• _Task statement_:
Reproduce all the lines below exactly and omit the images.
## BEGIN Data shown
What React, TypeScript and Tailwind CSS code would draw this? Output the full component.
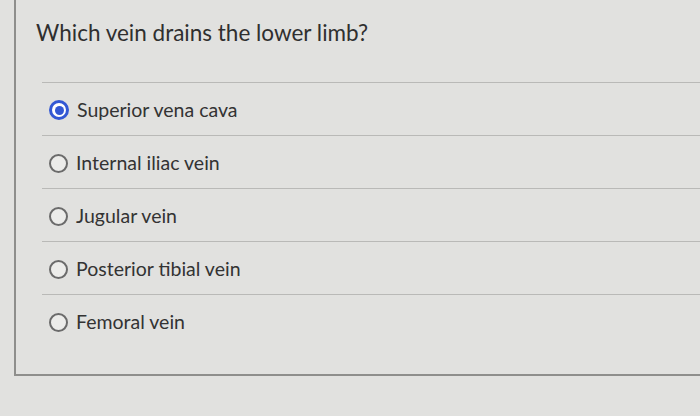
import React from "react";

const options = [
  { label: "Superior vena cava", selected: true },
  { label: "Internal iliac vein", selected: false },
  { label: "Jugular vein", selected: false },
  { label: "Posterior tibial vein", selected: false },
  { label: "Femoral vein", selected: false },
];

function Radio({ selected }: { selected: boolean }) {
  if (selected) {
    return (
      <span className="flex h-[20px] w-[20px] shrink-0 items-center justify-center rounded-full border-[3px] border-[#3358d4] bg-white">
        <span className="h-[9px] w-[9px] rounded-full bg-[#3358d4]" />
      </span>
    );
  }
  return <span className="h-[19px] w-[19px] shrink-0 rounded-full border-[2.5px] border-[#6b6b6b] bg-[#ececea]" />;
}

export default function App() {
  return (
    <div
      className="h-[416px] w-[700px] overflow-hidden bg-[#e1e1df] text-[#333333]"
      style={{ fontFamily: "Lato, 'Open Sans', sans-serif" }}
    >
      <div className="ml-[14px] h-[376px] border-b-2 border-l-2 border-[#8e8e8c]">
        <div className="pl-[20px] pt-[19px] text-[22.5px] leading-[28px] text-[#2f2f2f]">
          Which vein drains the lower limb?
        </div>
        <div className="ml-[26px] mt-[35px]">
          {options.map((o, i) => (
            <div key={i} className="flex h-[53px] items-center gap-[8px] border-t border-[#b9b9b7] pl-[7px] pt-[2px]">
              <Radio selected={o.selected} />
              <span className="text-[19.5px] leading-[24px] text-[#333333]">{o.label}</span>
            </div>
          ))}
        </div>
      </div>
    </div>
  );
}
## END Data shown
• _Output below_:
What React, TypeScript and Tailwind CSS code would draw this? Output the full component.
import React from "react";

const options = [
  { label: "Superior vena cava", selected: true },
  { label: "Internal iliac vein", selected: false },
  { label: "Jugular vein", selected: false },
  { label: "Posterior tibial vein", selected: false },
  { label: "Femoral vein", selected: false },
];

function Radio({ selected }: { selected: boolean }) {
  if (selected) {
    return (
      <span className="flex h-[20px] w-[20px] shrink-0 items-center justify-center rounded-full border-[3px] border-[#3358d4] bg-white">
        <span className="h-[9px] w-[9px] rounded-full bg-[#3358d4]" />
      </span>
    );
  }
  return <span className="h-[19px] w-[19px] shrink-0 rounded-full border-[2.5px] border-[#6b6b6b] bg-[#ececea]" />;
}

export default function App() {
  return (
    <div
      className="h-[416px] w-[700px] overflow-hidden bg-[#e1e1df] text-[#333333]"
      style={{ fontFamily: "Lato, 'Open Sans', sans-serif" }}
    >
      <div className="ml-[14px] h-[376px] border-b-2 border-l-2 border-[#8e8e8c]">
        <div className="pl-[20px] pt-[19px] text-[22.5px] leading-[28px] text-[#2f2f2f]">
          Which vein drains the lower limb?
        </div>
        <div className="ml-[26px] mt-[35px]">
          {options.map((o, i) => (
            <div key={i} className="flex h-[53px] items-center gap-[8px] border-t border-[#b9b9b7] pl-[7px] pt-[2px]">
              <Radio selected={o.selected} />
              <span className="text-[19.5px] leading-[24px] text-[#333333]">{o.label}</span>
            </div>
          ))}
        </div>
      </div>
    </div>
  );
}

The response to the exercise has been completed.